Apart from the collaborative emphasis of the Research Triangle, what are the key advantages for operating in NC?
NC has a low corporate tax rate as compared to most states in our country. The state has also been very cognizant of the impact of regulatory burdens that can be placed on industry, and has been amending its regulatory codes to make sure they are optimized for the current economy and business environment. North Carolina also offers an excellent quality of life, which is very appealing to the community.
What are the key challenges facing NC’s life sciences industry?
The biggest challenge that we face in North Carolina is our capital market. Relatively speaking, the market is thinly capitalized in terms of native venture firms.
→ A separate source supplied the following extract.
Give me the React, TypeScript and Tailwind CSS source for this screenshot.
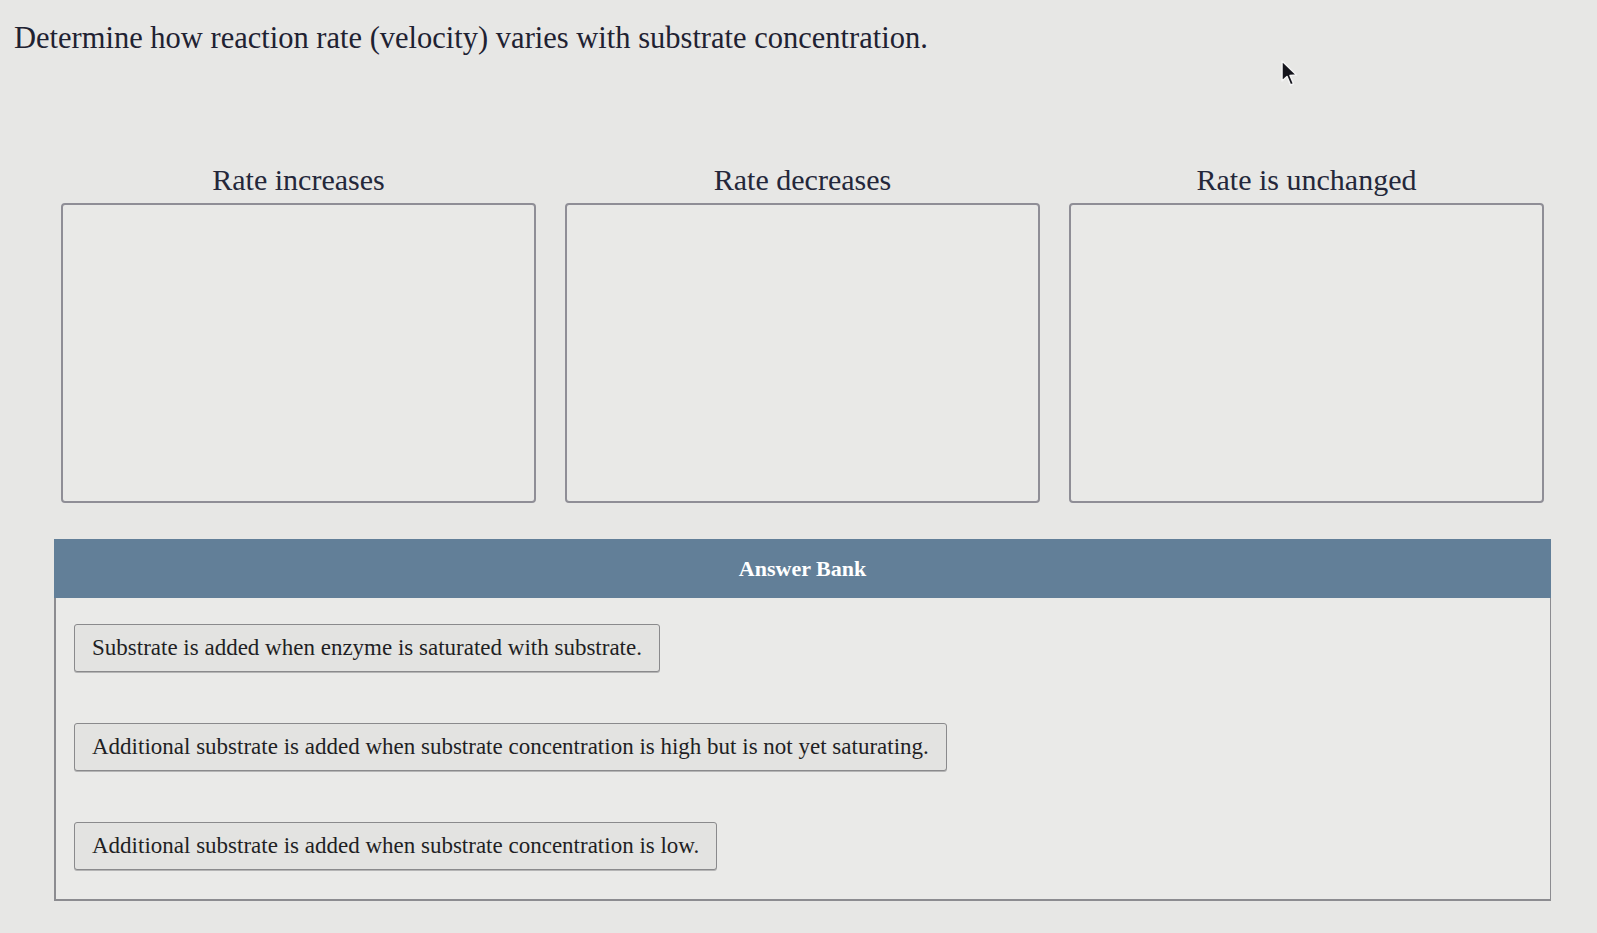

To address this challenge, our primary aim is to produce intellectual property that will attract the attention of out-of-state venture firms to encourage them to invest within state.
What role does NCBIO play as a lobbyist, both in Raleigh and Washington DC?
In North Carolina, the core of our efforts is to keep the life sciences community in the minds of the legislators and to remind them that the industry can assist in the economic development of the state, especially with respect to job creation. We have a focus on rural development and we spend a significant amount of time reminding people that the life sciences industry can help in uplifting all communities within the state. We are also concerned with drug pricing, and NCBIO aims to keep informing Congress of the large costs and expenses associated with drug development.
Could you provide a final message to our international readership?
North Carolina lives up to its reputation as a very strong competitor to the other major life science hubs, both nationally and internationally. We have an excellent workforce, business climate, quality of life, and institutions that all aid in the development and growth of the life sciences industry in the state.